You know how when a highway is being narrowed from two lanes to one lane, and there have been signs for miles, and then there are cones and signs saying It's happening now!, and at that point there are always a few yahoos that try to zoom ahead in the lane that is being closed to cut off everyone else? Those people make me CRAZY! The fact that they're doing that is what slows traffic down so badly. I'm sure of it. Rather than breaking slightly to let someone merge, someone has to come to a complete stop, wait a few seconds for the jerk to realize they're being let in, wait while they pull into the line of traffic, and then continue. And who do these people think their cutting off? Are the rest of us, who are doing the logical thing and merging in a timely fashion somehow less important!? Does our observation of understood traffic rules make us chumps who deserve to be taken advantage of? IT DOES NOT!
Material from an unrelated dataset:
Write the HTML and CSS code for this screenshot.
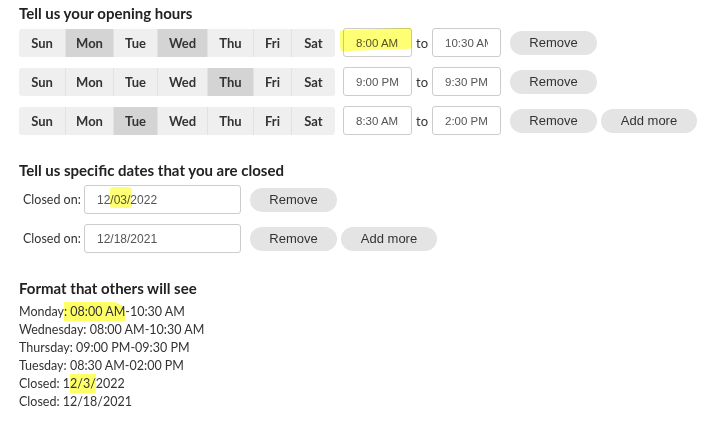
FILE: index.html
```html
<!DOCTYPE html>
<html lang="en">
<head>
    <meta charset="UTF-8">
    <title>Opening hours</title>
    <link rel="stylesheet" href="styles.css">
</head>
<body>
    <div class="page">
        <h2>Tell us your opening hours</h2>
        <div class="hours-list">
            <div class="hours-row">
                <div class="days">
                    <span class="day">Sun</span>
                    <span class="day on">Mon</span>
                    <span class="day">Tue</span>
                    <span class="day on">Wed</span>
                    <span class="day">Thu</span>
                    <span class="day">Fri</span>
                    <span class="day">Sat</span>
                </div>
                <input class="time" type="text" value="8:00 AM">
                <span class="to">to</span>
                <input class="time" type="text" value="10:30 AM">
                <button class="pill">Remove</button>
            </div>
            <div class="hours-row">
                <div class="days">
                    <span class="day">Sun</span>
                    <span class="day">Mon</span>
                    <span class="day">Tue</span>
                    <span class="day">Wed</span>
                    <span class="day on">Thu</span>
                    <span class="day">Fri</span>
                    <span class="day">Sat</span>
                </div>
                <input class="time" type="text" value="9:00 PM">
                <span class="to">to</span>
                <input class="time" type="text" value="9:30 PM">
                <button class="pill">Remove</button>
            </div>
            <div class="hours-row">
                <div class="days">
                    <span class="day">Sun</span>
                    <span class="day">Mon</span>
                    <span class="day on">Tue</span>
                    <span class="day">Wed</span>
                    <span class="day">Thu</span>
                    <span class="day">Fri</span>
                    <span class="day">Sat</span>
                </div>
                <input class="time" type="text" value="8:30 AM">
                <span class="to">to</span>
                <input class="time" type="text" value="2:00 PM">
                <button class="pill">Remove</button>
                <button class="pill wide">Add more</button>
            </div>
        </div>

        <h2 class="next">Tell us specific dates that you are closed</h2>
        <div class="closed-list">
            <div class="closed-row">
                <label>Closed on:</label>
                <input class="date" type="text" value="12/03/2022">
                <button class="pill">Remove</button>
            </div>
            <div class="closed-row">
                <label>Closed on:</label>
                <input class="date" type="text" value="12/18/2021">
                <button class="pill">Remove</button>
                <button class="pill wide">Add more</button>
            </div>
        </div>

        <h2 class="next">Format that others will see</h2>
        <div class="preview">
            <div>Monday<span class="hl curl">: 08:00 AM</span>-10:30 AM</div>
            <div>Wednesday: 08:00 AM-10:30 AM</div>
            <div>Thursday: 09:00 PM-09:30 PM</div>
            <div>Tuesday: 08:30 AM-02:00 PM</div>
            <div>Closed: 1<span class="hl">2/3/</span>2022</div>
            <div>Closed: 12/18/2021</div>
        </div>
    </div>

    <!-- marker strokes that sit over the input boxes -->
    <div class="marker m1"></div>
    <div class="marker m2"></div>
</body>
</html>
```

FILE: styles.css
```css
* {
    margin: 0;
    padding: 0;
    box-sizing: border-box;
}

body {
    font-family: 'Lato', sans-serif;
    background: #fff;
    color: #333;
}

.page {
    padding: 3px 0 0 19px;
}

h2 {
    font-size: 15px;
    font-weight: bold;
    line-height: 20px;
    color: #222;
    margin-bottom: 5px;
}

h2.next {
    margin-top: 25px;
}

.hours-list, .closed-list {
    display: flex;
    flex-direction: column;
    gap: 10px;
}

.hours-row, .closed-row {
    display: flex;
    align-items: center;
    height: 29px;
}

.hours-row > *, .closed-row > * {
    flex-shrink: 0;
}

.days {
    display: grid;
    grid-template-columns: 46px 48px 44px 50px 46px 38px 44px;
    height: 28px;
    background: #efefef;
    border-radius: 3px;
    overflow: hidden;
    margin-right: 8px;
}

.day {
    display: flex;
    align-items: center;
    justify-content: center;
    font-size: 13px;
    font-weight: bold;
    color: #333;
    border-left: 1px solid #e2e2e2;
}

.day:first-child {
    border-left: none;
}

.day.on {
    background: #d4d4d4;
}

input {
    height: 29px;
    border: 1px solid #ccc;
    border-radius: 3px;
    background: #fff;
    font-family: 'Liberation Sans', Arial, sans-serif;
    font-size: 12px;
    color: #555;
    padding: 0 12px;
    outline: none;
}

.time {
    width: 69px;
    font-size: 11.5px;
}

.to {
    font-size: 13px;
    margin: 0 4px;
}

.pill {
    height: 24px;
    width: 87px;
    border: none;
    border-radius: 12px;
    background: #e4e4e4;
    font-family: 'Liberation Sans', Arial, sans-serif;
    font-size: 13px;
    color: #333;
    margin-left: 9px;
    cursor: pointer;
}

.pill.wide {
    width: 96px;
    margin-left: 4px;
}

.closed-list {
    margin-top: 1px;
}

.closed-row label {
    font-size: 12.5px;
    width: 65px;
    padding-left: 4px;
}

.date {
    width: 157px;
}

.preview {
    margin-top: 1px;
    font-size: 12.5px;
    line-height: 18px;
    color: #333;
}

.hl {
    background: #ffff66;
    padding: 2px 0;
}

.hl.curl {
    border-radius: 0 12px 0 0;
}

.marker {
    position: absolute;
    background: rgba(255, 255, 60, 0.7);
    mix-blend-mode: multiply;
    border-radius: 3px;
}

.m1 { left: 340px; top: 29px; width: 72px; height: 21px; transform: rotate(-2deg); }
.m2 { left: 110px; top: 187px; width: 22px; height: 21px; }
```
I'll tell you who I love—the people who get fed up with jerks who refuse to merge in a timely fashion and pull half-way into the lane about to close. Even then, there are wackos who pull onto the shoulder, sometimes even the median, to get around. Don't these crazies see that they are cutting maybe 30 seconds off their drive and making dozens of strangers hate them in the process? Terrible karma, just terrible. (I realize one could argue that the relative insignificance of the amount of time saved or lost here also means I shouldn't be concerned with this issue at all, but it's not about the time. It's about consideration for fellow human beings. It's about recognizing that you are not more important than everyone else, and that taking advantage of other people is not okay.)

ANYWAY—this is exactly what was going on as I was driving to Chicago yesterday. One guy in huge black SUV actually barreled off the road to get around someone who was intentionally blocking the lane that was closing. Traffic ahead stopped so the SUV could pull into the main line of traffic.

After the construction zone had ended, several miles down the road, there were police lights. The guy in the SUV had been pulled over! The universe is not always a random and chaotic place! There is justice! I was delighted.